▶ _STATED TASK_:
Go through the material below and copy all lines with "Write".

▶ _DATA SUPPLIED_:
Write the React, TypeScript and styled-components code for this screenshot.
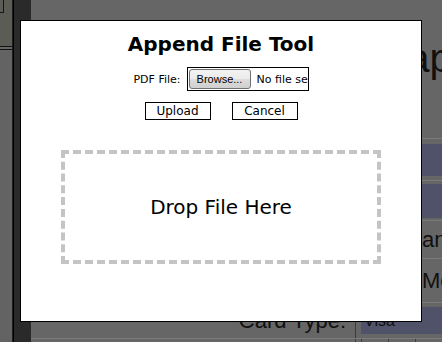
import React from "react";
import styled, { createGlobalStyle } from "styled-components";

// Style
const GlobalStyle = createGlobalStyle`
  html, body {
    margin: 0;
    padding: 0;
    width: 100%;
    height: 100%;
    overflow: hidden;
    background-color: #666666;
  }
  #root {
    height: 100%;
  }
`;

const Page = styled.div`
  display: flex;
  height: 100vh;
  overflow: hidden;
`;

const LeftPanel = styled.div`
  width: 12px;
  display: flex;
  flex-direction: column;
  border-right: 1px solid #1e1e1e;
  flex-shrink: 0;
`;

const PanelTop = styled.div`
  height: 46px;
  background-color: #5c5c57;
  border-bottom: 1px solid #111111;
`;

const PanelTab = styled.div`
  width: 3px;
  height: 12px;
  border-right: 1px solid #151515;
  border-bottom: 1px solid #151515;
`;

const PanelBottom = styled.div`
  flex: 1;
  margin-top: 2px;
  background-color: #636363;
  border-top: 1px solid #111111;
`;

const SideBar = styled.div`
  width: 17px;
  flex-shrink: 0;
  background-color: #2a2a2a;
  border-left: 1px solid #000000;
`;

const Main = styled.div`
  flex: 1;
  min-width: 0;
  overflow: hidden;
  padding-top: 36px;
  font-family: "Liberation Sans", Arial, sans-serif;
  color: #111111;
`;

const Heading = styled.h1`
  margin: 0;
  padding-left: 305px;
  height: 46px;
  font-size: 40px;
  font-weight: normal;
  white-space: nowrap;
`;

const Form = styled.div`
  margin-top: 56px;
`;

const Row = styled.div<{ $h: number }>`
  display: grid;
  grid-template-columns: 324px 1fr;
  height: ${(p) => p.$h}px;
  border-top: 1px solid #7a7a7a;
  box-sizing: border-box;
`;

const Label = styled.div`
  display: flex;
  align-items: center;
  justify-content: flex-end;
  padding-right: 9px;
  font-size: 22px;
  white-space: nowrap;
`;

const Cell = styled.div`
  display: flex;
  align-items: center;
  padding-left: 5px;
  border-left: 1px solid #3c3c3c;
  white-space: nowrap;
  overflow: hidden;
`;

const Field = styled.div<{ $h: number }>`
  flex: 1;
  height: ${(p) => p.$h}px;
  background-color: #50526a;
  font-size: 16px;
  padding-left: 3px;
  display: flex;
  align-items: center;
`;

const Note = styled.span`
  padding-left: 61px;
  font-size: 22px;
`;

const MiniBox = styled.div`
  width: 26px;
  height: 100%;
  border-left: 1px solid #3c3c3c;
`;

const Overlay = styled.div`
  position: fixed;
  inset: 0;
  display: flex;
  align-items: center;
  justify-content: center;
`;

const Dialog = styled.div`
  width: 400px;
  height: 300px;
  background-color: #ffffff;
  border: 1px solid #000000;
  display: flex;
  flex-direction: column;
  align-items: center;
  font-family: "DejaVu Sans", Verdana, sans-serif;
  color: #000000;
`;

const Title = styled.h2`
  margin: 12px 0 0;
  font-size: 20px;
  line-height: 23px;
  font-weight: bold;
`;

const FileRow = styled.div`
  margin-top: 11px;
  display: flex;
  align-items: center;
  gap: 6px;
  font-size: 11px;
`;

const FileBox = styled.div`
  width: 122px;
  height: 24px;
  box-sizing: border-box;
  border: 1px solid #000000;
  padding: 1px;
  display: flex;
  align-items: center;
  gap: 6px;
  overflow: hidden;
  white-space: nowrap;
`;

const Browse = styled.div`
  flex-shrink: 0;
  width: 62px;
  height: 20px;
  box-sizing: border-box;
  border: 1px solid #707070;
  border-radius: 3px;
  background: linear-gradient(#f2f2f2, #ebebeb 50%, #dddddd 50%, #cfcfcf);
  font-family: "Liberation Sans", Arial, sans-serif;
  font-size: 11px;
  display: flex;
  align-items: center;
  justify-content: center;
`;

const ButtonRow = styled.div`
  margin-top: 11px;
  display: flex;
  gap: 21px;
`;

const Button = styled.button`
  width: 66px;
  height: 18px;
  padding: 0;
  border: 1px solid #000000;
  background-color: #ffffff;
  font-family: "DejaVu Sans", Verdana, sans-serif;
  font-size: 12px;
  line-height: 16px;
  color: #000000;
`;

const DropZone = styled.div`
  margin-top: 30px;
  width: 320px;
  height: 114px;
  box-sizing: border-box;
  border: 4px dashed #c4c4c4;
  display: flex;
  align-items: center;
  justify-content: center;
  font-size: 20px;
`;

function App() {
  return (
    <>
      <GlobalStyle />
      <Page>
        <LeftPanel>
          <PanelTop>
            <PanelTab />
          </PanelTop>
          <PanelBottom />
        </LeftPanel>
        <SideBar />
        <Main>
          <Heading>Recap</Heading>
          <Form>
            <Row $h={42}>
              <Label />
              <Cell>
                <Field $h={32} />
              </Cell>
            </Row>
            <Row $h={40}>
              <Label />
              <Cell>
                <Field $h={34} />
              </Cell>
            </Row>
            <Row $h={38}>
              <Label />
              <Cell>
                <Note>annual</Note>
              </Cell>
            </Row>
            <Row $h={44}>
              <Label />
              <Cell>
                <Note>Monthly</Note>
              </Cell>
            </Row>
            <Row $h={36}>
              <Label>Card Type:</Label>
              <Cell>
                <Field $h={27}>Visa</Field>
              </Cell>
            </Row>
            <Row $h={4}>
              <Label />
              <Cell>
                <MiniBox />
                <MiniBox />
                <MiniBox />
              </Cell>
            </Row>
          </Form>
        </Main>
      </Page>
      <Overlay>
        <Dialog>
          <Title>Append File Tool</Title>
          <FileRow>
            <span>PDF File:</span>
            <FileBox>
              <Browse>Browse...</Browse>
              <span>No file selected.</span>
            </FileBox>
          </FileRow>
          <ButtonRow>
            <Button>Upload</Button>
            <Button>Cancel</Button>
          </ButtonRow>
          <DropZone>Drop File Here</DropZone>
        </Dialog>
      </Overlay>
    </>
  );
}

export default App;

--

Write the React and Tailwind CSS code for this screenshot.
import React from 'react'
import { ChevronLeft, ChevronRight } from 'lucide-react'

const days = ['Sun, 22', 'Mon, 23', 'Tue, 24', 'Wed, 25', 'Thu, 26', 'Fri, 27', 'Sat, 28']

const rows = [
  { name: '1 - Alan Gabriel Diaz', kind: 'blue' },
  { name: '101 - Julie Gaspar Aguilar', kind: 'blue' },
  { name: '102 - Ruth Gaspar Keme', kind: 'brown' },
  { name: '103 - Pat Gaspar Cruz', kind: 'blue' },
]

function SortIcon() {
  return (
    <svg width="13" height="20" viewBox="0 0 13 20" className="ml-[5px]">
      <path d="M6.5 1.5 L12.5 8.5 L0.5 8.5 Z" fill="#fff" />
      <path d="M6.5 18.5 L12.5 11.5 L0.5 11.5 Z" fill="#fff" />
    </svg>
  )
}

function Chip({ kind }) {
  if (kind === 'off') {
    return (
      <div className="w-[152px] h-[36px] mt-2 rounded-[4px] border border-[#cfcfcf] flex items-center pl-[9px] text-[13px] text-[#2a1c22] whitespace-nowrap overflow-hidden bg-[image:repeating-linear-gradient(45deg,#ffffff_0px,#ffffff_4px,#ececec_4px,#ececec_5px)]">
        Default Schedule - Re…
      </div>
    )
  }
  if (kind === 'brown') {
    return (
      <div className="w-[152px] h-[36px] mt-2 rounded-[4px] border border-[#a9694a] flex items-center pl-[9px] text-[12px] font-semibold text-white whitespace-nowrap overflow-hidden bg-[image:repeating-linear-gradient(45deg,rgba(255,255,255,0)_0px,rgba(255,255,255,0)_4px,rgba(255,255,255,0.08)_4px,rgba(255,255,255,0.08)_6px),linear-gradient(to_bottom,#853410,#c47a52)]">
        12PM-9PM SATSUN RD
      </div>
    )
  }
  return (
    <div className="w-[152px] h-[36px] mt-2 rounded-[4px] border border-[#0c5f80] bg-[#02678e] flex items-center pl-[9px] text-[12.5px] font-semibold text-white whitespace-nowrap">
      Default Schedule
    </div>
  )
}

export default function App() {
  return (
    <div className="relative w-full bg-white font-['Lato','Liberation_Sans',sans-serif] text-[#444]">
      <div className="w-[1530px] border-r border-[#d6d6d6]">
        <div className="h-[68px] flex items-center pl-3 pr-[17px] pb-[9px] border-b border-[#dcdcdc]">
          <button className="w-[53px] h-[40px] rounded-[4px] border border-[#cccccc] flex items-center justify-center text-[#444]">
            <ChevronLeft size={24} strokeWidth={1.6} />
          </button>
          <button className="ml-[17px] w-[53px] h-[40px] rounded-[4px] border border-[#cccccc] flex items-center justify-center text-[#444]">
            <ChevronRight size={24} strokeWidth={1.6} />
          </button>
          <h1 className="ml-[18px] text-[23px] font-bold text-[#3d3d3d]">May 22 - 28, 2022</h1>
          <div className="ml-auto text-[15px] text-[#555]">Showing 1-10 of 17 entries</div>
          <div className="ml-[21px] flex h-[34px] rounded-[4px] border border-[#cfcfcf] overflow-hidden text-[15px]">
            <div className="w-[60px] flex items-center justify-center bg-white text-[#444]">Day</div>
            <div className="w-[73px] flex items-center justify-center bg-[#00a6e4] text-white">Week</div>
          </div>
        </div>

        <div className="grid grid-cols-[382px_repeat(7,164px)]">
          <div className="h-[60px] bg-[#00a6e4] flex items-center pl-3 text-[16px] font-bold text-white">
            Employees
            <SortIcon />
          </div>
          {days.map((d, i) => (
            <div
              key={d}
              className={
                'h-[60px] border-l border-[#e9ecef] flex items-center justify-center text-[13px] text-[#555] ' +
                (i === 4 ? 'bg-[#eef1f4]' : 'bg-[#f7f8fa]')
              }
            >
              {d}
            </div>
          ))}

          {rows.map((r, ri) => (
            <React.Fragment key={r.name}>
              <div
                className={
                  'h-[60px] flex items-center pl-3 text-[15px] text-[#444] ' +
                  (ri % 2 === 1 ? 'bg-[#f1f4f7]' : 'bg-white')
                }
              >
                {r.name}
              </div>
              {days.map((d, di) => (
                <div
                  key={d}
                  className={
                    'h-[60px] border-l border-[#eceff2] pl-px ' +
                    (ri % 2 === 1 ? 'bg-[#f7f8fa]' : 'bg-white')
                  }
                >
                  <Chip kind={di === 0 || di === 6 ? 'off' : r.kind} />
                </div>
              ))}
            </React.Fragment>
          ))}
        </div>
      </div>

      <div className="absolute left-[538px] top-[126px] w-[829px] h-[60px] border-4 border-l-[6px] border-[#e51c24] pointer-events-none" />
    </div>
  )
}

--

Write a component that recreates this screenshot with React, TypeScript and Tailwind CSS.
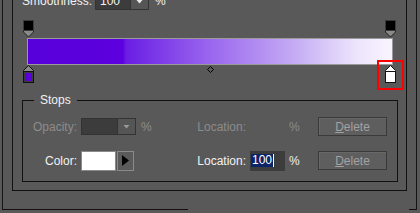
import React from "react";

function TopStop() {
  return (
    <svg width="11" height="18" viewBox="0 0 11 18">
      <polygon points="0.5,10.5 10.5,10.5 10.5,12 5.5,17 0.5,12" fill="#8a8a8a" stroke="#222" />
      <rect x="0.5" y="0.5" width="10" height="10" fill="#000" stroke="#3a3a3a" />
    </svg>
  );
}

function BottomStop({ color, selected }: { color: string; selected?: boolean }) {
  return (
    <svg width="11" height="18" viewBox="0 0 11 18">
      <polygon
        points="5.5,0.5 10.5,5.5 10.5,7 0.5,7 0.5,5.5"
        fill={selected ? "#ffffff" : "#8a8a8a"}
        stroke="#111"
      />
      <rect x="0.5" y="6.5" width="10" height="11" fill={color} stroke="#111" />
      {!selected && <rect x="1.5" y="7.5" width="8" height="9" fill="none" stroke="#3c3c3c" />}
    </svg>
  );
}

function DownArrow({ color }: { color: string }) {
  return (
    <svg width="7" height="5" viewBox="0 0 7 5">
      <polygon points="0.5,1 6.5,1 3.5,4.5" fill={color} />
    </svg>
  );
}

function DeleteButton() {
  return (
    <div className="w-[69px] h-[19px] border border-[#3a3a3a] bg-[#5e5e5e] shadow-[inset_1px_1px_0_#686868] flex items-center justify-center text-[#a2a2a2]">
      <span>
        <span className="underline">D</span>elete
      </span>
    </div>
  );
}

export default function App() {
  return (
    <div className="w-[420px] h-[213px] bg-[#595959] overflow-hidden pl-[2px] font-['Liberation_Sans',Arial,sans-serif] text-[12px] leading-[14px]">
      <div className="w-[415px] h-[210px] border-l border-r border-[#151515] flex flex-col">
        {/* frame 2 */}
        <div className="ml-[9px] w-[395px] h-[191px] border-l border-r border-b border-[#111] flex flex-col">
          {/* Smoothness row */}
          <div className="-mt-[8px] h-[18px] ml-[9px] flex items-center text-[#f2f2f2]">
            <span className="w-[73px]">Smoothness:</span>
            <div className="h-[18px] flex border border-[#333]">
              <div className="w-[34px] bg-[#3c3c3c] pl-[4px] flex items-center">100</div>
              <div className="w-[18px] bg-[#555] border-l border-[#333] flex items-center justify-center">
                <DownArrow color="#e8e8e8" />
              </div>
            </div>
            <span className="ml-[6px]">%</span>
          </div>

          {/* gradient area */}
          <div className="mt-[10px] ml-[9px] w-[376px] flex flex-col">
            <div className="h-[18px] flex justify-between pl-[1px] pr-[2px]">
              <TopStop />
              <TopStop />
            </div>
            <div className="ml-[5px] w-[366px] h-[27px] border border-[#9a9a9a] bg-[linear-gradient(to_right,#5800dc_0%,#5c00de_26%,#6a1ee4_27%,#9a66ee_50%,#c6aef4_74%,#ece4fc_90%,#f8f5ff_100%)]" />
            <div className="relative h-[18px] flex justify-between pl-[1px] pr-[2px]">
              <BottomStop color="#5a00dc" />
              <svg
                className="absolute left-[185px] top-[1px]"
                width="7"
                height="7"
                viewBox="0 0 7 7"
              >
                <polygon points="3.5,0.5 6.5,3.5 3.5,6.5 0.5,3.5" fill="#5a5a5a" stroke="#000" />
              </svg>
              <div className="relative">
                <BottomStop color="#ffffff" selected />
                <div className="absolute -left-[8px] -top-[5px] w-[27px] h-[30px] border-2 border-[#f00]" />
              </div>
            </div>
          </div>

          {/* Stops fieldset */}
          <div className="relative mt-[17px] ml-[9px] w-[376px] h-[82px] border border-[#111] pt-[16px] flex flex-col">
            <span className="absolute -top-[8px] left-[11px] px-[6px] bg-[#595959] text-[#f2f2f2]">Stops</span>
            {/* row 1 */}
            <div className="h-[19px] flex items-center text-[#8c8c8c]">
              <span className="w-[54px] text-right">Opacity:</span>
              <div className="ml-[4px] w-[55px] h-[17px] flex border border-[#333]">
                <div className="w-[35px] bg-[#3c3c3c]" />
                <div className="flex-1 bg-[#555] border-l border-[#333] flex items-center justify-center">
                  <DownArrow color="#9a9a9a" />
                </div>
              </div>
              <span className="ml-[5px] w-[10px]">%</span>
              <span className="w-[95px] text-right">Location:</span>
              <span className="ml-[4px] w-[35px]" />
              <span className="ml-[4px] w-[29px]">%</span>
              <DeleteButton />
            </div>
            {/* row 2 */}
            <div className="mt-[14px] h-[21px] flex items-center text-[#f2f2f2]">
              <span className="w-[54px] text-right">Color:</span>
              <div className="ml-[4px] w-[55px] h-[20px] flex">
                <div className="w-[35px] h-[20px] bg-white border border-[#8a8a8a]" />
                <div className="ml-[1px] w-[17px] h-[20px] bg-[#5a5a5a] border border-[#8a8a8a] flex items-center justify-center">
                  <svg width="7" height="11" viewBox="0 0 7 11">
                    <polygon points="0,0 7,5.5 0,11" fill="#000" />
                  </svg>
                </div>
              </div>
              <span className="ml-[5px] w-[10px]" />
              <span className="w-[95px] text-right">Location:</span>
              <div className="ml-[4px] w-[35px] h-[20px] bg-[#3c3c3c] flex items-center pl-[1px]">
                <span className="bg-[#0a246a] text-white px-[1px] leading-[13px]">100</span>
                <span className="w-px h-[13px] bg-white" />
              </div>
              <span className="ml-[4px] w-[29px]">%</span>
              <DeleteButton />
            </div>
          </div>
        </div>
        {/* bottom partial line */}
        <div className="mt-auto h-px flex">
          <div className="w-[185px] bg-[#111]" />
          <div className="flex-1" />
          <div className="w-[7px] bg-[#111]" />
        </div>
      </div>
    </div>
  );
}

▶ _REPLY TO THE TASK_:
Write the React, TypeScript and styled-components code for this screenshot.
Write the React and Tailwind CSS code for this screenshot.
Write a component that recreates this screenshot with React, TypeScript and Tailwind CSS.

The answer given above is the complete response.